_GOAL:_ For each line below that contains the string "index", copy that line.

_MATERIALS PROVIDED:_
==================================================
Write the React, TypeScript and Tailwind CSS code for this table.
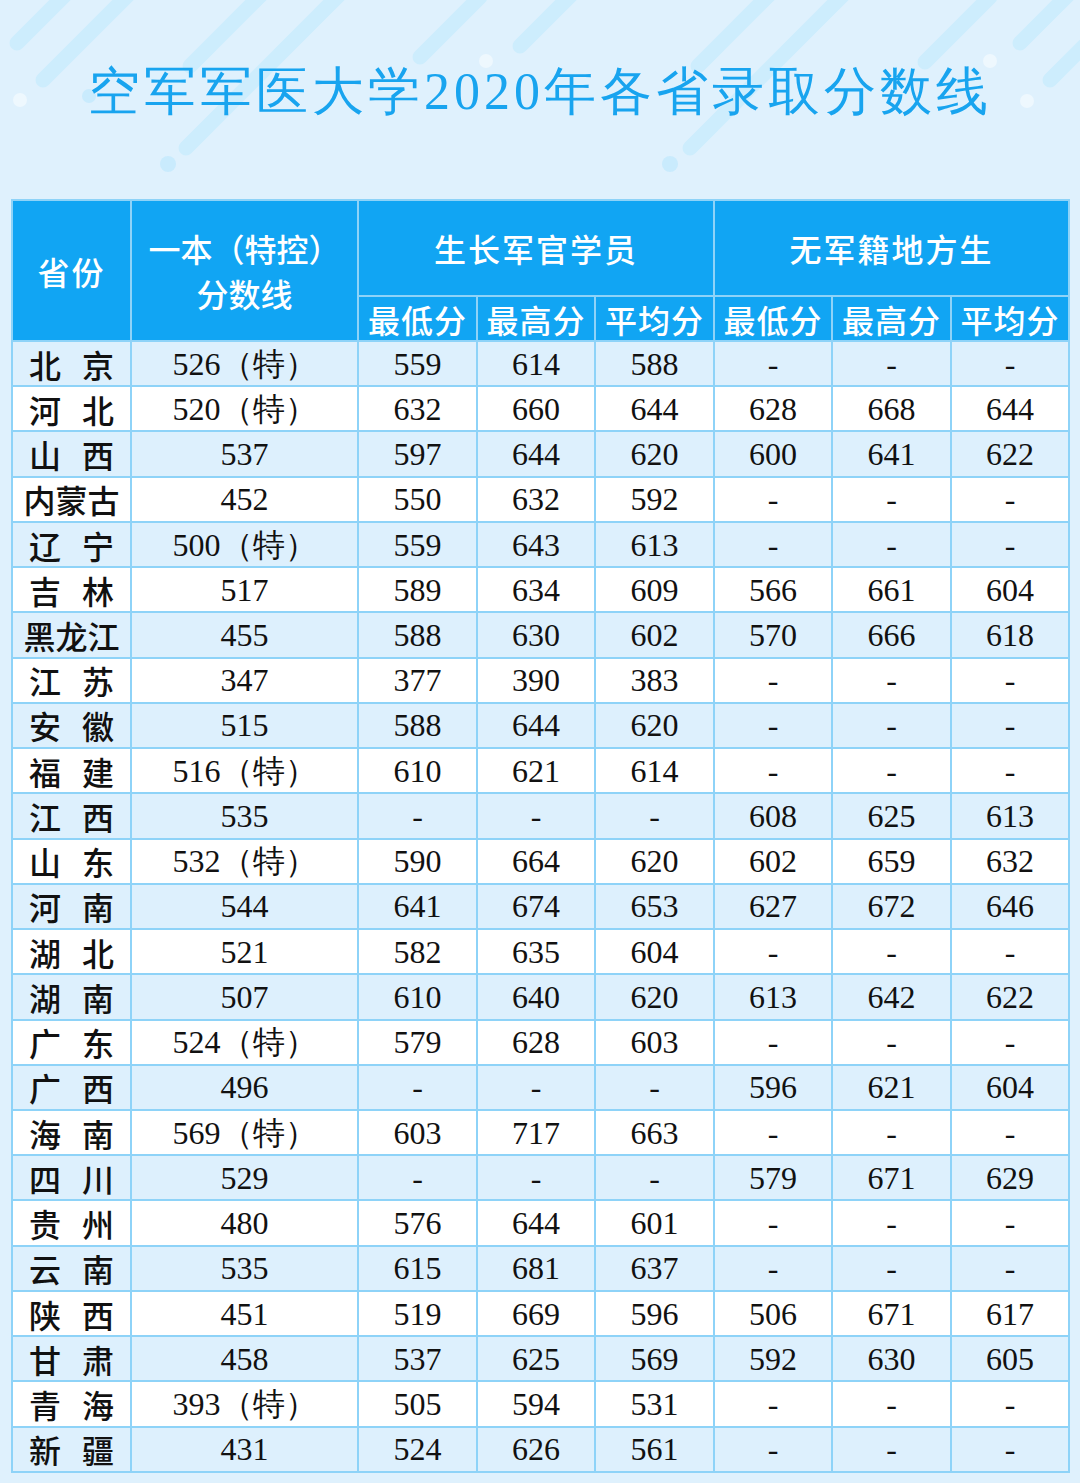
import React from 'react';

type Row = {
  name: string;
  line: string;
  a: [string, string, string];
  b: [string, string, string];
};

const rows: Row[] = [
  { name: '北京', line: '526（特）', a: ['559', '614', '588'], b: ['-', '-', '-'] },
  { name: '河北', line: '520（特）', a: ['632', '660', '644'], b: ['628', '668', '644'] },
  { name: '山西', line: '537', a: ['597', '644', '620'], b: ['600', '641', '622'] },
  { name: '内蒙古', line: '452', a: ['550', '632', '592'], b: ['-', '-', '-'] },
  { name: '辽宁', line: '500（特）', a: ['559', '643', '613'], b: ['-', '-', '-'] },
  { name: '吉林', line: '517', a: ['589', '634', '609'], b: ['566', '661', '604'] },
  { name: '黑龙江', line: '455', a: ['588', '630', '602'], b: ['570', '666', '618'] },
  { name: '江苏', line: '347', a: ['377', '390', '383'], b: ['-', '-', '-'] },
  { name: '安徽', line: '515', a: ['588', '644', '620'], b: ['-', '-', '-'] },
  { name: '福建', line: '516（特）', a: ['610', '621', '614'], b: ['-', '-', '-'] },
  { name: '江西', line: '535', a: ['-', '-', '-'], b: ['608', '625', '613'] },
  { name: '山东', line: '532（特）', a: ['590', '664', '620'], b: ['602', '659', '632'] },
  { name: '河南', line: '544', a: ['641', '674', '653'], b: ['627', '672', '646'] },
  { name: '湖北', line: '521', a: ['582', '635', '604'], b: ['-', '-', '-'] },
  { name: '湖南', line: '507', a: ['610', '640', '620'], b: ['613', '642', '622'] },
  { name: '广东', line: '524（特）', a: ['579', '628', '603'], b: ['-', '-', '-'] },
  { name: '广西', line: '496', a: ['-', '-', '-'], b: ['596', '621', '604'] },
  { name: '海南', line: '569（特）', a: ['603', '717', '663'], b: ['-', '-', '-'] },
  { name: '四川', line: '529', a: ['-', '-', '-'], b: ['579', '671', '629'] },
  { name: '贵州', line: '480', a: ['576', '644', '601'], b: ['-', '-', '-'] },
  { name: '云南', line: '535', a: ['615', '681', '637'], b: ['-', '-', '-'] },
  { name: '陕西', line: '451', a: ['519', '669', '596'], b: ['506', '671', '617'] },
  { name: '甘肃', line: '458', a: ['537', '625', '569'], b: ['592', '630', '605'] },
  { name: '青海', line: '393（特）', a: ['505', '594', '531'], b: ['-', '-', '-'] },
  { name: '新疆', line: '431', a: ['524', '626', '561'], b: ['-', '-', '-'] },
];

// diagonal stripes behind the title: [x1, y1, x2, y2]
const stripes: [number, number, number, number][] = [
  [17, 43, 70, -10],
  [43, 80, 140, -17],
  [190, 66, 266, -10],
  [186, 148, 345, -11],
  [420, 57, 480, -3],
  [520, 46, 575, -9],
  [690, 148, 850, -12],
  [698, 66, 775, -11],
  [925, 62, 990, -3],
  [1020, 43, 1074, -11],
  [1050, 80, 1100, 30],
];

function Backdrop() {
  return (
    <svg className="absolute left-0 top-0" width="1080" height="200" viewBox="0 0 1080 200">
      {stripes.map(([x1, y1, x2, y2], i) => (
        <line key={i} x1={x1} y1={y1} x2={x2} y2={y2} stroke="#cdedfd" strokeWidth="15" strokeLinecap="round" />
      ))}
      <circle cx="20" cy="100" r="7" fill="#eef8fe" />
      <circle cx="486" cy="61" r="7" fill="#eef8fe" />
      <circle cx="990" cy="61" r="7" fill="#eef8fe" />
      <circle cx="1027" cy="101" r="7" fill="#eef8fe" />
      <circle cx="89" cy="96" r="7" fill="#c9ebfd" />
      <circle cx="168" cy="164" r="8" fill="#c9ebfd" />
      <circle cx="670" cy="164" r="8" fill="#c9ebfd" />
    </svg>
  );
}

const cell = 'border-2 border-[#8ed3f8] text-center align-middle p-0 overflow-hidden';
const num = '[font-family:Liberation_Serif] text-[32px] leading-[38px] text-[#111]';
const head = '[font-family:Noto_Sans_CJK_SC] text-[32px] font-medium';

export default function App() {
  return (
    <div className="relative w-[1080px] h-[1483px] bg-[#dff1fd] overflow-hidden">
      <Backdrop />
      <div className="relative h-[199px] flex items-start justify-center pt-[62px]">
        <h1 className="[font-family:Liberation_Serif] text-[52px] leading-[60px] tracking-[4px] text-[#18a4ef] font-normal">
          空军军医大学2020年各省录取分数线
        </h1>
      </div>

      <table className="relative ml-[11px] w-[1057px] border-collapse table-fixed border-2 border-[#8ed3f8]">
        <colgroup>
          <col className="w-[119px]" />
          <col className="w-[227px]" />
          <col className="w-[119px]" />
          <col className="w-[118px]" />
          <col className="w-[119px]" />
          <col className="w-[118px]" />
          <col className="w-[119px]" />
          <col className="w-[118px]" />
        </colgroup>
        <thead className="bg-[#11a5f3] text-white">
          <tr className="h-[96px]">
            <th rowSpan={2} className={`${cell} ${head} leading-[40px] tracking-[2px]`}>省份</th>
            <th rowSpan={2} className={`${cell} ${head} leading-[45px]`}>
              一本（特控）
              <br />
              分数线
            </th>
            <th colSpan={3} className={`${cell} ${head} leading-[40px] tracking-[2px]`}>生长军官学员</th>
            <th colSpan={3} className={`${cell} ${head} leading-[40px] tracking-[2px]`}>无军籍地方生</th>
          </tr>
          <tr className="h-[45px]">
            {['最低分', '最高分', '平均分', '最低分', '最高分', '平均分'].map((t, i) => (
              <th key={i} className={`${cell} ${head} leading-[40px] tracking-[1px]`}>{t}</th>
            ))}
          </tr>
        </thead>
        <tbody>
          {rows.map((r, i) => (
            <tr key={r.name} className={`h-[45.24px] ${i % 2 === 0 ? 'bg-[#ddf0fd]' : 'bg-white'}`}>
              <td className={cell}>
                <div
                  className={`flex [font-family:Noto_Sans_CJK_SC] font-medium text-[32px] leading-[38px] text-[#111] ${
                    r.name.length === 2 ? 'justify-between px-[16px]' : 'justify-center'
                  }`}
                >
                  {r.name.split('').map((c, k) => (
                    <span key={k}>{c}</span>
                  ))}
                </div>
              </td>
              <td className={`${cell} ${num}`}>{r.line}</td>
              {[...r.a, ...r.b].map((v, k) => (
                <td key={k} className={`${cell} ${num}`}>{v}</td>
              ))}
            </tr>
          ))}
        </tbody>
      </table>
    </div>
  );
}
==================================================
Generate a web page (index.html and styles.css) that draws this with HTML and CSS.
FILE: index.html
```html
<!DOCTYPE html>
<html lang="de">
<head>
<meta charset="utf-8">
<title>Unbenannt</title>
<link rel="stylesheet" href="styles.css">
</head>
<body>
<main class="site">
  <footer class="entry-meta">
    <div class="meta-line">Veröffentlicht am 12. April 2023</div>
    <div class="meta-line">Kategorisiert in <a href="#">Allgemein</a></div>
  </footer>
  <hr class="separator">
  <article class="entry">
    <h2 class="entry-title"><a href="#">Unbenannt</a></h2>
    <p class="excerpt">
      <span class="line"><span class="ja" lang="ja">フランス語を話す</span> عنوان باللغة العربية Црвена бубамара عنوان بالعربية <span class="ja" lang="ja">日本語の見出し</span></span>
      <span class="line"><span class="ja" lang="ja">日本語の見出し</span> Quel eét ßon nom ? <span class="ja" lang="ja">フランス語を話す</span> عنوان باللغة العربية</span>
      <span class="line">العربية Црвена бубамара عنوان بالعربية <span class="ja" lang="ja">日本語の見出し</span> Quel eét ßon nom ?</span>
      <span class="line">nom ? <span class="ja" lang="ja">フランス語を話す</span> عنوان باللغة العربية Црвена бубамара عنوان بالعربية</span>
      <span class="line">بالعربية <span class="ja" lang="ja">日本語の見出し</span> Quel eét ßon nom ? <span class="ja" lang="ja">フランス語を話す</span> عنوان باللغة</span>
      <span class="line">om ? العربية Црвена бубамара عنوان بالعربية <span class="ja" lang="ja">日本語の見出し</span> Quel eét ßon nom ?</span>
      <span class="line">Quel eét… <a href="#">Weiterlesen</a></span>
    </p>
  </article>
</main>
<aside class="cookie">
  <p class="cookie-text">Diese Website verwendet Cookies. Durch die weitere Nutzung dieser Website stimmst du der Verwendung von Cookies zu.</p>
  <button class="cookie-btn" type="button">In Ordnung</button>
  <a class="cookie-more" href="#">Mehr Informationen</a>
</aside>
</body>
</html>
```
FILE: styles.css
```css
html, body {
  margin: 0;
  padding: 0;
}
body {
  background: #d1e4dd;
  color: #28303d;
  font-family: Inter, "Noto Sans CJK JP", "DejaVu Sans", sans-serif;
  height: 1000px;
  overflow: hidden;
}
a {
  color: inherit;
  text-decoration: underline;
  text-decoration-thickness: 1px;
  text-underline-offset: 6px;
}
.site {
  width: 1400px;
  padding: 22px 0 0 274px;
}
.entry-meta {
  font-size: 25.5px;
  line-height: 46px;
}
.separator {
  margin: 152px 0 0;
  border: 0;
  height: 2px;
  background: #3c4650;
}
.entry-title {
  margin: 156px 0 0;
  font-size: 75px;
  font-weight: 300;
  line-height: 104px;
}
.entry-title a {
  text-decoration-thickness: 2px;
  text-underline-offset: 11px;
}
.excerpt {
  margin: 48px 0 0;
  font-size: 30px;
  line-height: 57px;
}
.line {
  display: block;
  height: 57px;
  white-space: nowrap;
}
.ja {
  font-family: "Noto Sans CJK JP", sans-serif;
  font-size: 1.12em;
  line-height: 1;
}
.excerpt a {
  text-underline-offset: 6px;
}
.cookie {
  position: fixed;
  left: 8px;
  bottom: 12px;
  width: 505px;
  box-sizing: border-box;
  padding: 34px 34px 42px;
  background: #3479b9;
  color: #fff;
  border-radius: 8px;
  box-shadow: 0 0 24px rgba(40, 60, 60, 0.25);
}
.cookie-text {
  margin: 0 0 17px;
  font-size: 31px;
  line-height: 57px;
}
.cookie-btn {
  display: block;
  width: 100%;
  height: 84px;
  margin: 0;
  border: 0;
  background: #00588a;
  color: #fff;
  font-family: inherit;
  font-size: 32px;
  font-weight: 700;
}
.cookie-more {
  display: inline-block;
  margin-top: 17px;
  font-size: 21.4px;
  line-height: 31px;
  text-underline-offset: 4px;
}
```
==================================================
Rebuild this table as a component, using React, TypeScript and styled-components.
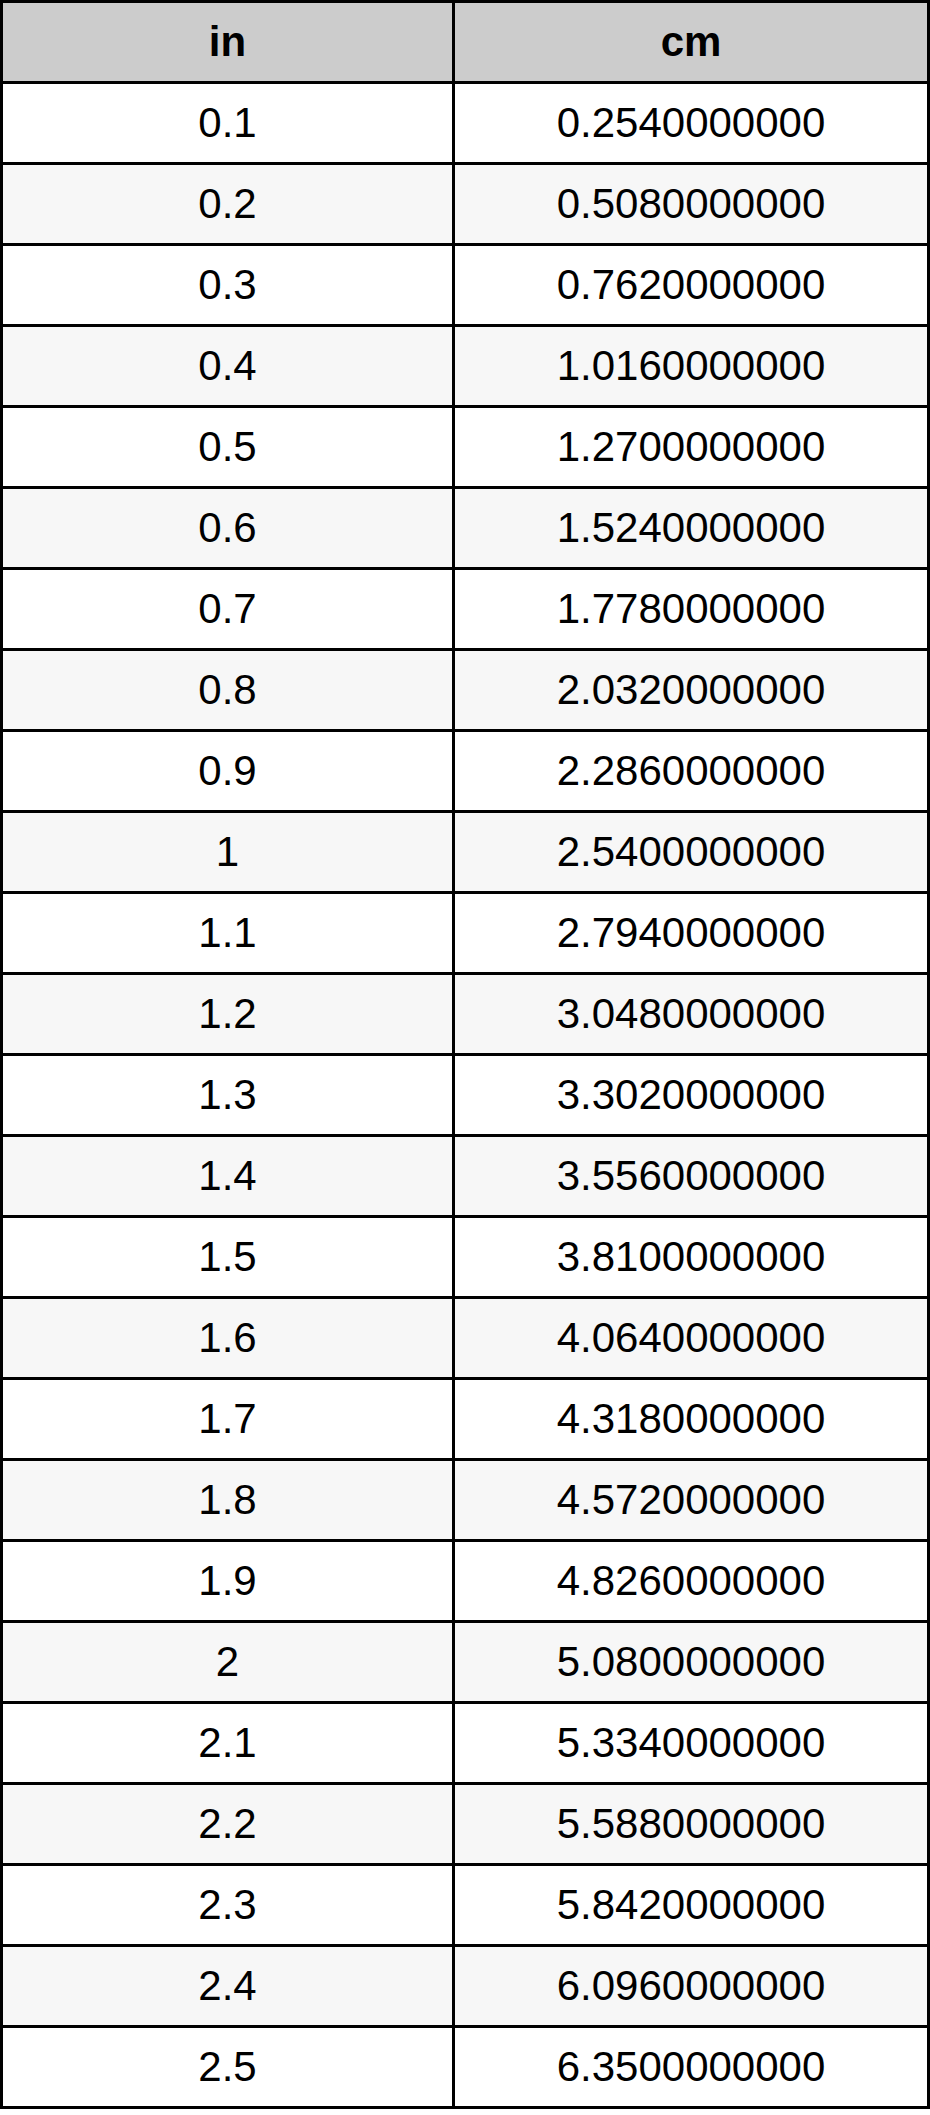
==================================================
_WORKED ANSWER:_
Generate a web page (index.html and styles.css) that draws this with HTML and CSS.
FILE: index.html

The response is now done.